The Wedding’s On Again (‘Oy, Rodney’)

See the source image

And so we come at last to Chapter CCXC of Violet Crepuscular’s epic romance, Oy, Rodney. Nothing happened in the preceding two chapters except for the installation of Babylonian antimacassars, imported by the London firm of Dombey & Son, on all the furniture in Coldsore Hall. “I am sorry that took up two whole chapters,” Ms. Crepuscular confides in her readers, “but there’s a lot of furniture in Coldsore Hall and I just couldn’t help it.”

Assured that the antimacassars will keep him safe from the malign spirit of Black Rodney, the medieval sorcerer who has been persecuting him from beyond the garve (who can resist such a typo?), Lord Jeremy has plunged into rescheduling his wedding to Lady Margo Cargo. He hopes his Aunt Petunia and her husband, Lord Gromleigh, Marquess of Grone, will give him a vast amount of money as a wedding present.

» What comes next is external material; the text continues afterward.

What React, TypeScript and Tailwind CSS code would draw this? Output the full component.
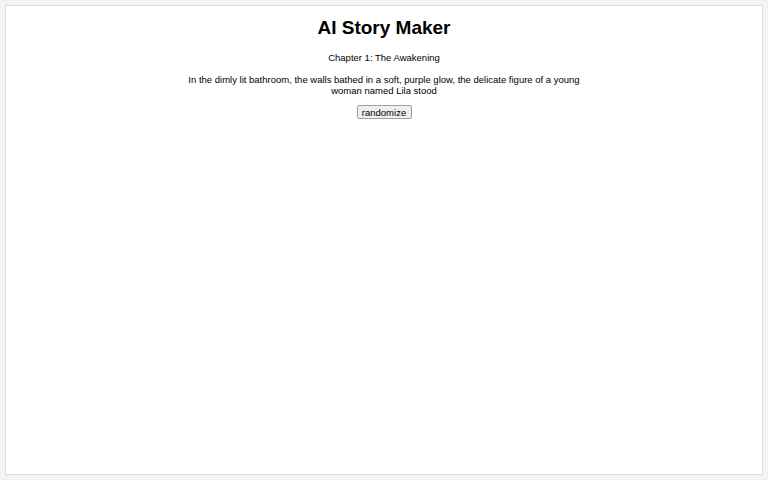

“You really must stay for the wedding, Aunt!” he urges her. “You and the marquess will be the guests of honor.”

“But Jeremy, my dear–I don’t know where my husband is!”

This is a difficulty. Lord Gromleigh has a habit of hiding in unusual places so he can jump out at people and scare them.

“Oh, he’s just hiding somewhere, Aunt. He’s sure to turn up.”

“But he’s been gone two days!”

With the help of Johnno the Merry Minstrel, Jeremy’s close friend, the American adventurer Willis Twombley starts a room-to-room search for the missing lord. “I tell ya, Germy ol’ hoss, I don’t like this!” whispers Twombley. “The old coot might of hidden in some place that he can’t get out of. This is a big house with a ton of hiding-places in it. What if he laid hisself down in a cedar chest and then couldn’t get it open? Or maybe he ain’t here at all! He might of run away. You never know what one of them peers o’ the realm might do.”

“I don’t see how we can have the wedding with the Marquess of Grone having misplaced himself somewhere in my house!”

“I remember when this happened at the king of Ugarit’s palace: his brother-in-law, the high something-or-other of Phoenicia, got lost in the palace and they never could find him, not even with fifty or sixty servants lookin’ up and down for him.” Twombley sighs. Believing himself to be Sargon of Akkad, he finds these memories of ancient times to be rather bittersweet. “We’ll keep lookin’, but don’t get your hopes up.”

Here the chapter abruptly breaks off with a barely coherent recipe for toothpaste rolls.